The marketplace forces undermining traditional media conglomerates are being exploited by Netflix and other direct-to-consumer offerings, as more and more television viewers cut the cord on cable and satellite channel bundles, media analyst Rich Greenfield said Monday.
"Advertising overall is growing. TV advertising [is] declining," he told CNBC's "Squawk Box" in an interview. "I think more and more people are watching content not using advertising. So you look at why Netflix has exploded ... I think the lack of advertising is becoming a bigger and bigger problem for traditional media because eyeballs are shifting."
"Netflix is not just trying to replace and be HBO. Netflix is adding content that would be on Discovery. One of their most popular shows last quarter was a documentary called 'Chef's Table,'" going in the kitchens and the minds of six international culinary stars, Greenfield said. "Netflix is growing like a weed."
HBO rival Showtime, owned by CBS, is also going over the top directly to subscribers, in addition to offering its service to customers of satellite and cable, including Comcast, which owns NBCUniversal and CNBC.
"Disney would be the last company that I would expect to really go over the top. There's so much at risk," contended BTIG's Greenfield, noting cable and satellite subscribers are paying $6 to $7 a month for Disney's ESPN networks. "ESPN has never competed directly for your dollars. They're never really have tried to figure out how many people would actually subscribe just for ESPN."
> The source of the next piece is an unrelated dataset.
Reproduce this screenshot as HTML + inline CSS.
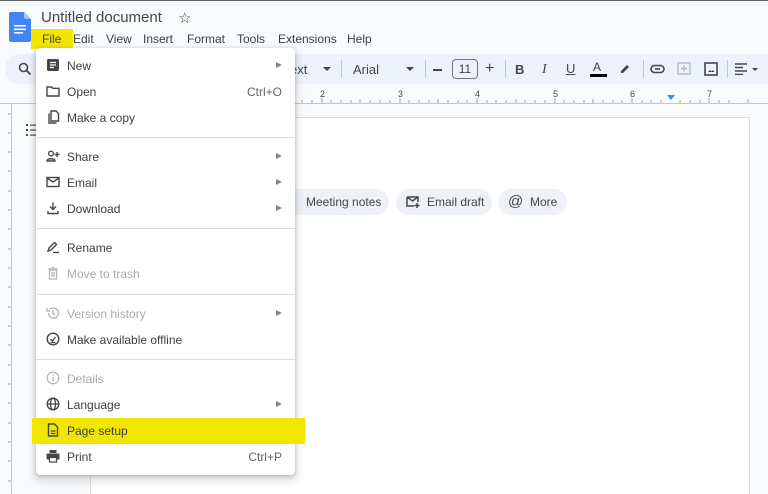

Back in March, Greenfield downgraded his rating on Disney from "buy" to "neutral," saying the stock was "near full value." Since then, the company's shares have surged nearly 13 percent based on Friday's close.
"We've been sitting on the sidelines. We think the stock got expensive. We've been a five-year bull on Disney up until roughly six months ago. Did we get off a little too early? Absolutely," he told CNBC on Monday.
On the movie side, Disney is also about to reboot the "Star Wars" franchise—with "The Force Awakens," set for release in December. It's the first of three films being produced since Disney bought Lucasfilm in 2012 for $4 billion. Stand-alone movies are also planned, such as a project exploring the backstory of a young Han Solo and "Star Wars: Rogue One" involving a heist surrounding Death Star plans. The six previously released "Star Wars" films have grossed more than $4.4 billion at the worldwide box office since 1977.
"'Star Wars' is going to be a monster. I think it's very hard to get in front of the Disney freight train right now," Greenfield said. "But everybody loves Disney right now. And I think that's part of the challenge. Disney is still exposed to the same problems in terms of advertising and the bundle sticking together."
The other factor working against Disney and the rest of big media is mobile, he said. "There are not major media companies that have any substantial presence on mobile … in terms of mobile penetration in terms of their apps [or] time spent."
Video viewing on mobile devices has soared in recent years. ZenithOptimedia—a media services network that's part of ad giant Publicis—predicts a 23 percent increase this year in the average amount of time people spend consuming online video each day.
At the same time, the new report, out last Friday, sees the number of people regularly watching traditional, linear TV peaking this year, and starting to decline for the first time in 2016.